Listing:
>>

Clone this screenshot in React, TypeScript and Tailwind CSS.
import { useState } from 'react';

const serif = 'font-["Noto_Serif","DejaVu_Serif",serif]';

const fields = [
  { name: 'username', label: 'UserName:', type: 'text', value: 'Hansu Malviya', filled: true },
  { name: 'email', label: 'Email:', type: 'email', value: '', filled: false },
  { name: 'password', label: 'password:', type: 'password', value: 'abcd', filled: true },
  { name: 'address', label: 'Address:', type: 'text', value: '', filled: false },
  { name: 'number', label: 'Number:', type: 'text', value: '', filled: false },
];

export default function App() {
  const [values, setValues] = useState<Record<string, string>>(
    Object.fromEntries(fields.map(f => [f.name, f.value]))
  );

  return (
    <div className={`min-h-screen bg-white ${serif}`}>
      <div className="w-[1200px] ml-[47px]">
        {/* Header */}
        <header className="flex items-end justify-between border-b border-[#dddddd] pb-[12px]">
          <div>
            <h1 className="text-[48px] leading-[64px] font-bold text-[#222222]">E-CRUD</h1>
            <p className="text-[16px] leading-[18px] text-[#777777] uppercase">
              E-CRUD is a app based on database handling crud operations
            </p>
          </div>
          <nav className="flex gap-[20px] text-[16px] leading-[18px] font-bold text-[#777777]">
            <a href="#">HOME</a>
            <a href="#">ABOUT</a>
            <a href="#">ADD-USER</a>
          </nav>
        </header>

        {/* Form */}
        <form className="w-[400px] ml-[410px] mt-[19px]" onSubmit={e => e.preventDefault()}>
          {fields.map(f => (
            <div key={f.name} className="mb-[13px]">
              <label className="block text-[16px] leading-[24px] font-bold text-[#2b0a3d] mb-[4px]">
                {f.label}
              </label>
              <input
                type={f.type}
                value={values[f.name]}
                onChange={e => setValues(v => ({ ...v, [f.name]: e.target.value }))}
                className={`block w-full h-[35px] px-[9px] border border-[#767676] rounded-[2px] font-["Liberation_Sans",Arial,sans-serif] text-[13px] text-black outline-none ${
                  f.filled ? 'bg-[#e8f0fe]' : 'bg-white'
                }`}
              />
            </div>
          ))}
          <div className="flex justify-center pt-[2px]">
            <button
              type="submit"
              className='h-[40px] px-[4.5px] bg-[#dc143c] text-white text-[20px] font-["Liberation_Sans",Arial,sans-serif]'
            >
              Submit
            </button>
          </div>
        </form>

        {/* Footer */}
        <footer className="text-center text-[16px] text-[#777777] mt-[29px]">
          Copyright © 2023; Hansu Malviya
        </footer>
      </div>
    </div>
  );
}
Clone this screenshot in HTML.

<<

The exercise: Write the data back out verbatim.

Full solution:
Clone this screenshot in React, TypeScript and Tailwind CSS.
import { useState } from 'react';

const serif = 'font-["Noto_Serif","DejaVu_Serif",serif]';

const fields = [
  { name: 'username', label: 'UserName:', type: 'text', value: 'Hansu Malviya', filled: true },
  { name: 'email', label: 'Email:', type: 'email', value: '', filled: false },
  { name: 'password', label: 'password:', type: 'password', value: 'abcd', filled: true },
  { name: 'address', label: 'Address:', type: 'text', value: '', filled: false },
  { name: 'number', label: 'Number:', type: 'text', value: '', filled: false },
];

export default function App() {
  const [values, setValues] = useState<Record<string, string>>(
    Object.fromEntries(fields.map(f => [f.name, f.value]))
  );

  return (
    <div className={`min-h-screen bg-white ${serif}`}>
      <div className="w-[1200px] ml-[47px]">
        {/* Header */}
        <header className="flex items-end justify-between border-b border-[#dddddd] pb-[12px]">
          <div>
            <h1 className="text-[48px] leading-[64px] font-bold text-[#222222]">E-CRUD</h1>
            <p className="text-[16px] leading-[18px] text-[#777777] uppercase">
              E-CRUD is a app based on database handling crud operations
            </p>
          </div>
          <nav className="flex gap-[20px] text-[16px] leading-[18px] font-bold text-[#777777]">
            <a href="#">HOME</a>
            <a href="#">ABOUT</a>
            <a href="#">ADD-USER</a>
          </nav>
        </header>

        {/* Form */}
        <form className="w-[400px] ml-[410px] mt-[19px]" onSubmit={e => e.preventDefault()}>
          {fields.map(f => (
            <div key={f.name} className="mb-[13px]">
              <label className="block text-[16px] leading-[24px] font-bold text-[#2b0a3d] mb-[4px]">
                {f.label}
              </label>
              <input
                type={f.type}
                value={values[f.name]}
                onChange={e => setValues(v => ({ ...v, [f.name]: e.target.value }))}
                className={`block w-full h-[35px] px-[9px] border border-[#767676] rounded-[2px] font-["Liberation_Sans",Arial,sans-serif] text-[13px] text-black outline-none ${
                  f.filled ? 'bg-[#e8f0fe]' : 'bg-white'
                }`}
              />
            </div>
          ))}
          <div className="flex justify-center pt-[2px]">
            <button
              type="submit"
              className='h-[40px] px-[4.5px] bg-[#dc143c] text-white text-[20px] font-["Liberation_Sans",Arial,sans-serif]'
            >
              Submit
            </button>
          </div>
        </form>

        {/* Footer */}
        <footer className="text-center text-[16px] text-[#777777] mt-[29px]">
          Copyright © 2023; Hansu Malviya
        </footer>
      </div>
    </div>
  );
}
Clone this screenshot in HTML.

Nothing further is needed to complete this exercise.